Eugene media entrepreneur Carolyn Chambers, a 1953 graduate of the UO School of Business and a longtime friend of the School of Journalism and Communication, died Monday, August 8 of cancer. She was 79. A Celebration of Life will be held Saturday, August 20 at 2:00 p.m. at the Hult Center for the Performing Arts.
Tim Gleason, Edwin L. Artzt Dean of the SOJC, described Chambers as “one of the SOJC’s greatest allies” and a champion of its students.
“Carolyn believed in the SOJC and in our potential to build an even better journalism school,” he said. “Above all, she cared deeply about students and the student experience.”
In the early 90s, Chambers, founder and CEO of Chambers Communications, created the first endowed professorships in the School of Journalism and Communication, the Carolyn Chambers Distinguished Professorship in Advertising and the KEZI Distinguished Professorship in Broadcast Journalism. In 1996, the Chambers family funded the Carolyn Chambers Electronic Media Center (CEMC), which made it possible for the school to expand into the ground floor of Allen Hall and to dramatically improve its broadcast and video offerings.
Through the Chambers Family Foundation, Chambers and her family also provided several major gifts for the purchase of cameras and other technology for the school.
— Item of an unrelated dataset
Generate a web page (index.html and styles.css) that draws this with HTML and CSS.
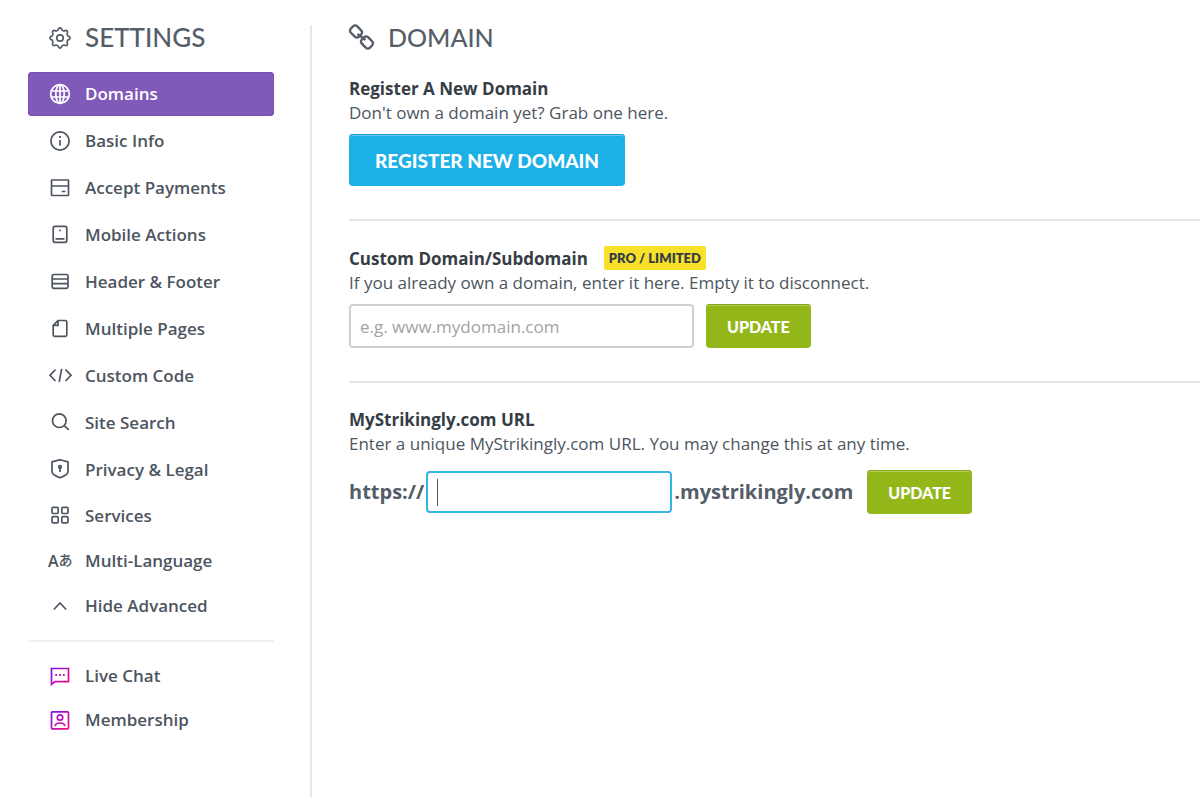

She also encouraged and supported the school’s close collaboration with Chambers Communications, resulting in hundreds of internships, Chambers staff teaching in the SOJC, and currently, the SOJC’s leasing of a sound stage during the Allen Hall renovation.
In 2005, the SOJC awarded its first Chambers Scholarship in Electronic Media, which was created by the Chambers Family Foundation and given to an outstanding undergraduate student each year.
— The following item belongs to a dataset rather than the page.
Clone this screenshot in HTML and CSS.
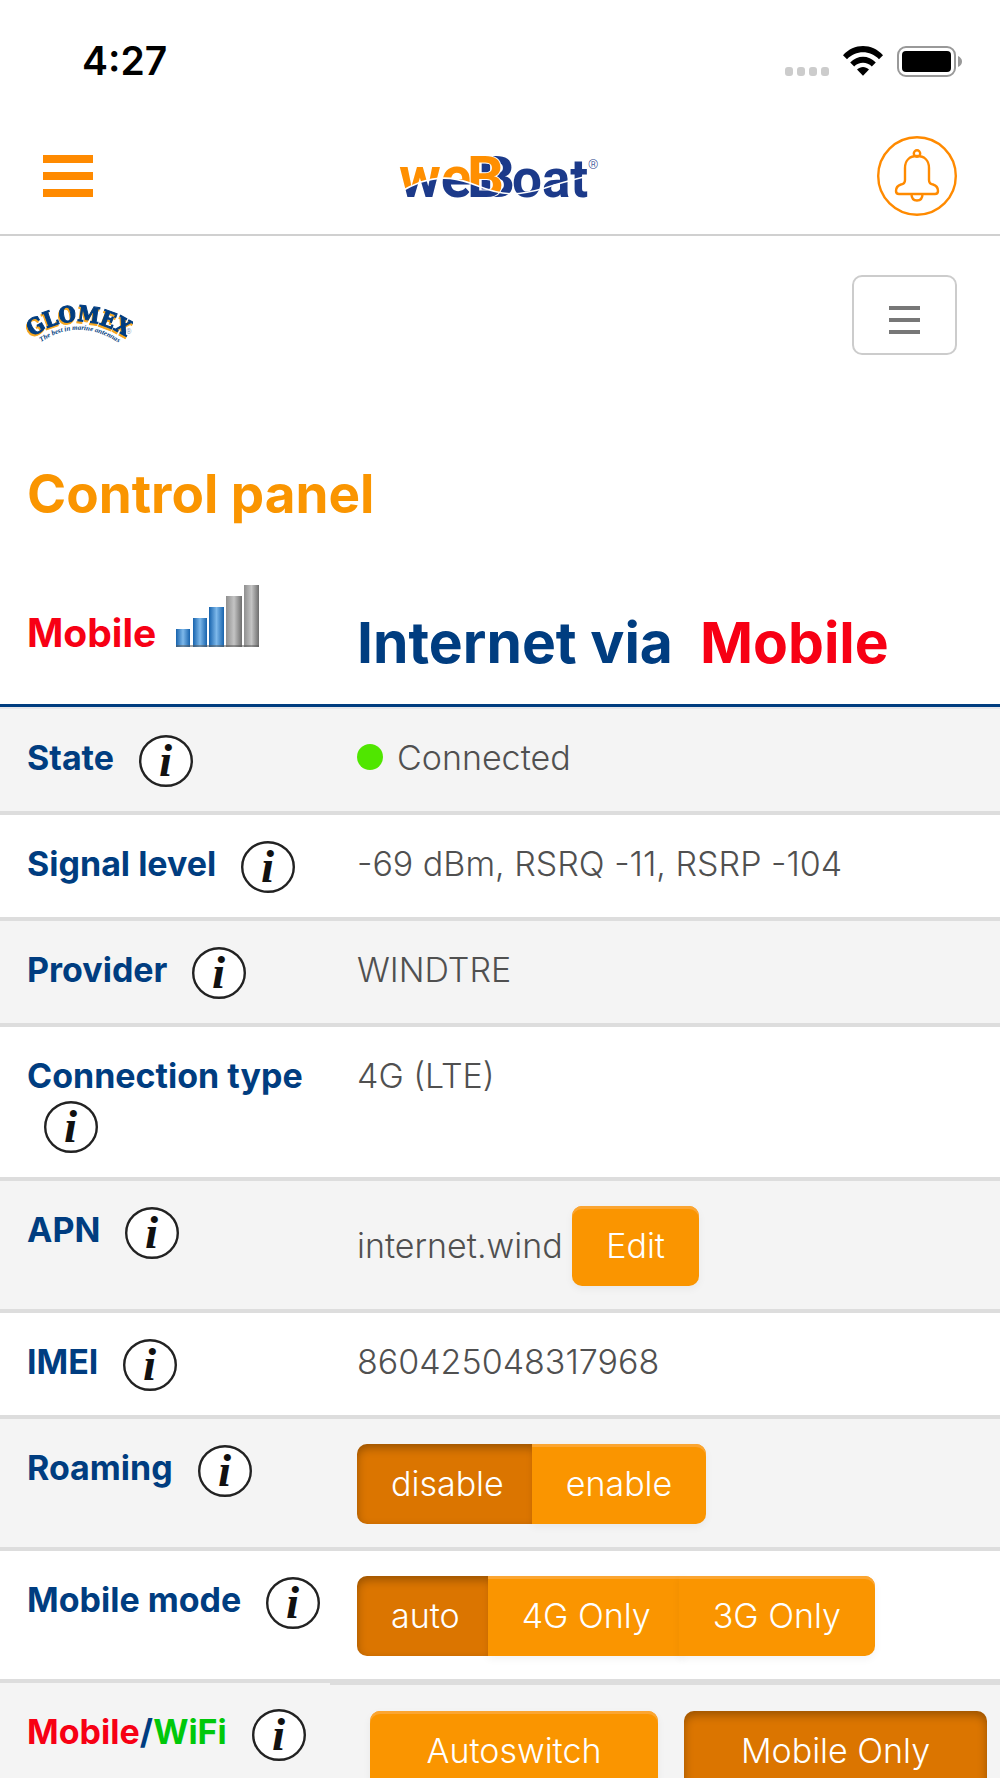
FILE: index.html
```html
<!DOCTYPE html>
<html lang="en">
<head>
<meta charset="utf-8">
<meta name="viewport" content="width=device-width, initial-scale=1">
<title>weBBoat - Control panel</title>
<link rel="stylesheet" href="styles.css">
</head>
<body>
<svg width="0" height="0" class="defs" aria-hidden="true">
  <symbol id="info" viewBox="0 0 54 52">
    <ellipse cx="27" cy="26" rx="25.8" ry="24.8" fill="#fff" stroke="#222" stroke-width="2.4"/>
    <text x="20" y="41" font-family="Liberation Serif, serif" font-size="47" font-weight="700" font-style="italic" fill="#111">i</text>
  </symbol>
</svg>

<div class="status">
  <span class="time">4:27</span>
  <div class="indicators">
    <span class="dots"><i></i><i></i><i></i><i></i></span>
    <svg width="40" height="30" viewBox="0 0 40 30" aria-label="WiFi">
      <path d="M0 9.2C11-3 29-3 40 9.2L36 13.2C27 4 13 4 4 13.2Z"/>
      <path d="M7.2 16.6C14.5 8.800 25.500 8.800 32.800 16.600L28.800 20.600C24 15.600 16 15.600 11.200 20.600Z"/>
      <path d="M14 23.600C17.500 20 22.500 20 26 23.600L20 29.800Z"/>
    </svg>
    <svg width="65" height="31" viewBox="0 0 65 31" aria-label="Battery">
      <rect x="1" y="1" width="57" height="29" rx="8" fill="#fff" stroke="#999" stroke-width="2"/>
      <rect x="5" y="5" width="49" height="21" rx="4"/>
      <path d="M61 10Q65 12 65 15.500Q65 19 61 21Z" fill="#999"/>
    </svg>
  </div>
</div>

<header class="appbar">
  <button class="burger" aria-label="Menu"><i></i><i></i><i></i></button>
  <svg class="logo" width="204" height="52" viewBox="0 0 204 52" aria-label="weBBoat">
    <defs>
      <pattern id="wave" patternUnits="userSpaceOnUse" width="204" height="52">
        <rect width="204" height="52" fill="#1c3a8a"/>
        <path d="M0 0H104V44Q97 42 80 36C60 28 45 25 23 32Q12 36 0 43Z" fill="#ff8f00"/>
      </pattern>
    </defs>
    <g font-family="Roboto, sans-serif" font-weight="700" fill="#1c3a8a">
      <text x="80" y="47" font-size="58">B</text>
      <text x="1" y="47" font-size="57" fill="url(#wave)">we</text>
      <text x="69" y="47" font-size="58" fill="url(#wave)" stroke="#fff" stroke-width="2" paint-order="stroke">B</text>
      <text x="114" y="47" font-size="53">oat</text>
    </g>
    <path d="M0 43Q12 36 23 32C45 25 60 28 80 36C105 46 120 46 147 38Q165 32 190 26" fill="none" stroke="#fff" stroke-width="1.600"/>
    <text x="190" y="19" font-size="13" font-family="Roboto, sans-serif" fill="#1c3a8a">®</text>
  </svg>
  <button class="bell" aria-label="Notifications">
    <svg width="80" height="80" viewBox="0 0 80 80" fill="none" stroke="#ff8a00" stroke-width="2.4">
      <circle cx="40" cy="40" r="38.800"/>
      <circle cx="40" cy="17.500" r="3.200"/>
      <path d="M28 44V32C28 24 33 20 40 20S52 24 52 32V44Q52 48 56 48.500Q61 50 61 55Q61 58 58 58H22Q19 58 19 55Q19 50 24 48.500Q28 48 28 44Z"/>
      <path d="M34.500 58Q34.500 64.500 40 64.500T45.500 58"/>
    </svg>
  </button>
</header>

<main>
  <nav class="brandbar">
    <svg width="108" height="58" viewBox="0 0 108 58" aria-label="Glomex">
      <path id="arc" d="M7 51Q52 20 101 51" fill="none"/>
      <path id="arc2" d="M16 56Q54 31 94 57" fill="none"/>
      <g class="glomex"><text font-family="DejaVu Serif Condensed, DejaVu Serif, serif" font-weight="700" font-size="22" fill="#003d80" stroke="#003d80"><textPath href="#arc">GLOMEX</textPath></text></g>
      <text font-family="Liberation Serif, serif" font-style="italic" font-weight="700" font-size="7" fill="#003d80"><textPath href="#arc2">The best in marine antennas</textPath></text>
      <text x="101" y="48" font-size="7" font-family="Roboto, sans-serif" fill="#6d8fb8">®</text>
    </svg>
    <button class="toggle" aria-label="Toggle navigation"><i></i><i></i><i></i></button>
  </nav>

  <h1>Control panel</h1>

  <table>
    <colgroup><col class="names"><col></colgroup>
    <thead>
      <tr>
        <th scope="col"><span class="red">Mobile</span>
          <svg class="bars" width="83" height="62" viewBox="0 0 83 62" aria-label="Signal 3 of 5">
            <defs>
              <linearGradient id="b"><stop offset="0" stop-color="#1763ad"/><stop offset=".5" stop-color="#7db8ea"/><stop offset="1" stop-color="#1763ad"/></linearGradient>
              <linearGradient id="g"><stop offset="0" stop-color="#8f8f8f"/><stop offset=".5" stop-color="#c4c4c4"/><stop offset="1" stop-color="#6e6e6e"/></linearGradient>
            </defs>
            <path d="M0 44H14V62H0Z" fill="url(#b)"/><path d="M17 33H31V62H17Z" fill="url(#b)"/><path d="M33 22H48V62H33Z" fill="url(#b)"/>
            <path d="M50 11H66V62H50Z" fill="url(#g)"/><path d="M68 0H83V62H68Z" fill="url(#g)"/>
            <path d="M0 60H83V62H0Z" fill="#555" opacity=".5"/>
          </svg>
        </th>
        <th scope="col" class="via">Internet via&nbsp; <span class="red">Mobile</span></th>
      </tr>
    </thead>
    <tbody>
      <tr><th scope="row">State <button class="info" aria-label="About state"><svg><use href="#info"/></svg></button></th>
        <td><span class="dot"></span>Connected</td></tr>
      <tr><th scope="row">Signal level <button class="info" aria-label="About signal level"><svg><use href="#info"/></svg></button></th>
        <td>-69 dBm, RSRQ -11, RSRP -104</td></tr>
      <tr><th scope="row">Provider <button class="info" aria-label="About provider"><svg><use href="#info"/></svg></button></th>
        <td>WINDTRE</td></tr>
      <tr><th scope="row">Connection type <button class="info" aria-label="About connection type"><svg><use href="#info"/></svg></button></th>
        <td>4G (LTE)</td></tr>
      <tr><th scope="row">APN <button class="info" aria-label="About APN"><svg><use href="#info"/></svg></button></th>
        <td class="actions">internet.wind <button class="btn">Edit</button></td></tr>
      <tr><th scope="row">IMEI <button class="info" aria-label="About IMEI"><svg><use href="#info"/></svg></button></th>
        <td>860425048317968</td></tr>
      <tr><th scope="row">Roaming <button class="info" aria-label="About roaming"><svg><use href="#info"/></svg></button></th>
        <td class="actions"><div class="group"><button class="btn active">disable</button><button class="btn">enable</button></div></td></tr>
      <tr><th scope="row">Mobile mode <button class="info" aria-label="About mobile mode"><svg><use href="#info"/></svg></button></th>
        <td class="actions"><div class="group"><button class="btn active">auto</button><button class="btn">4G Only</button><button class="btn">3G Only</button></div></td></tr>
      <tr><th scope="row"><span class="red">Mobile</span>/<span class="green">WiFi</span> <button class="info" aria-label="About mobile and WiFi"><svg><use href="#info"/></svg></button></th>
        <td class="switch"><div class="pair"><button class="btn">Autoswitch</button><button class="btn active">Mobile Only</button></div></td></tr>
    </tbody>
  </table>
</main>
</body>
</html>
```
FILE: styles.css
```css
* { box-sizing: border-box; }

body {
  margin: 0;
  height: 100vh;
  display: flex;
  flex-direction: column;
  background: #fff;
  color: #505050;
  font: 300 34px/48px Inter, sans-serif;
}

button {
  border: 0;
  padding: 0;
  background: none;
  font: inherit;
  cursor: pointer;
}

.defs { position: absolute; }

/* phone status bar */
.status {
  flex: none;
  display: flex;
  justify-content: space-between;
  align-items: center;
  height: 118px;
  padding: 4px 38px 0 82px;
  color: #000;
}
.time { font-size: 39px; font-weight: 600; }
.indicators { display: flex; align-items: center; gap: 14px; }
.dots { display: flex; gap: 4px; padding: 20px 0 0; }
.dots i { width: 8px; height: 9px; border-radius: 3px; background: #ccc; }

/* application header */
.appbar {
  flex: none;
  display: flex;
  justify-content: space-between;
  align-items: center;
  height: 118px;
  padding: 0 43px;
  border-bottom: 2px solid #d0d0d0;
}
.burger { display: flex; flex-direction: column; gap: 9px; width: 50px; }
.burger i { height: 8px; background: #ff8a00; }
.logo { margin-left: 30px; }
.bell { height: 80px; }
.bell svg { display: block; }

main {
  flex: 1;
  min-height: 0;
  overflow-y: auto;
  scrollbar-width: none;
}

.brandbar {
  display: flex;
  justify-content: space-between;
  align-items: center;
  padding: 39px 43px 0 25px;
}
.glomex { filter: drop-shadow(-1px 2px 0 #f5a51d); }
.toggle {
  display: flex;
  flex-direction: column;
  align-items: center;
  justify-content: center;
  gap: 8px;
  width: 105px;
  height: 80px;
  padding-top: 10px;
  border: 2px solid #ccc;
  border-radius: 10px;
}
.toggle i { width: 31px; height: 4px; background: #777; }

h1 {
  margin: 0;
  padding: 105px 27px 53px;
  color: #fa9500;
  font-size: 53px;
  font-weight: 700;
  line-height: 68px;
}

table {
  width: 100%;
  border-collapse: separate;
  border-spacing: 0;
  table-layout: fixed;
}
.names { width: 330px; }
th, td { text-align: left; vertical-align: top; }
th { color: #003d80; font-weight: 700; }

thead th {
  padding: 4px 0 47px 27px;
  border-bottom: 3px solid #003d80;
  font-size: 39px;
}
thead th.via { padding: 26px 0 0 27px; font-size: 57px; line-height: 72px; }
.bars { margin-left: 11px; }
.red { color: #f70014; }
.green { color: #00c80a; }

tbody th { padding: 25px 5px 24px 27px; }
tbody td { padding: 25px 0 24px 27px; }
tbody tr:nth-child(odd) { background: #f4f4f4; }
tbody th, tbody td { border-top: 4px solid #ddd; }
tbody tr:first-child > * { border-top: 2px solid #e6e6ea; }

.info { margin-left: 17px; width: 54px; height: 52px; vertical-align: -17px; }
.info svg { display: block; width: 54px; height: 52px; }

.dot {
  display: inline-block;
  width: 26px;
  height: 26px;
  margin-right: 14px;
  border-radius: 50%;
  background: #50e600;
}

tbody td.actions { padding: 25px 0 23px 27px; }
.group { display: flex; }
.btn {
  height: 80px;
  padding: 0 34px;
  border-radius: 10px;
  background: #fa9500;
  color: #fff;
  line-height: 80px;
  box-shadow: inset 0 3px 0 #fba531, 0 3px 8px rgba(0, 0, 0, .05);
}
.btn.active {
  background: #db7500;
  box-shadow: inset 0 4px 10px rgba(0, 0, 0, .3);
}
.group .btn:not(:first-child) { margin-left: -6px; border-top-left-radius: 0; border-bottom-left-radius: 0; }
.group .btn:not(:last-child) { border-top-right-radius: 0; border-bottom-right-radius: 0; }

tbody tr > td.switch { padding: 26px 13px 23px 40px; border-top-width: 6px; }
.pair { display: grid; grid-template-columns: 288fr 303fr; gap: 26px; }
```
She was an active member of the school’s Journalism Advancement Council from 1990 to 2007.
Professor Jim Upshaw, who was the school’s first KEZI Distinguished Professor of Broadcast Journalism, said “I watched Carolyn Chambers transform our broadcast program. She did it not merely through bricks, mortar and equipment but in a spirit that represented a kind of civic will and that meant a lot to our students. Carolyn always said she hoped we would expand their understanding of how important their work in the world could be. We’ve seen that happen, and I’m grateful for her tremendous contributions to it, seen and unseen.”
“Carolyn’s impact on the School of Journalism and Communication will be felt for generations to come,” Gleason said. “Her legacy is one of collaboration and a commitment to helping us create a world-class journalism school. She was a great friend, and she will be missed.”
Chambers’ impact on the University of Oregon extended beyond the SOJC. In addition to serving as a UO Foundation trustee from 1980 to 2000, Chambers served on the UO Law Dean’s Advisory Council, the LCB Board of Visitors, and the LCB Dean’s Business Advisory Council. The UO honored her with the Pioneer Award in 1983, the Webfoot Society Award in 1986, the Presidential Medal in 1991, the UO Distinguished Service Award in 1992, the UOAA Distinguished Alumni Award in 1995, the LCB Visionaries Award-Alumni Trailblazer Award in 2001 and the Business Hall of Fame Award in June 2008.
Since May of this year, all prospective UO students have begun their university experience in the Carolyn Silva Chambers Student Orientation Classroom in the Ford Alumni Center.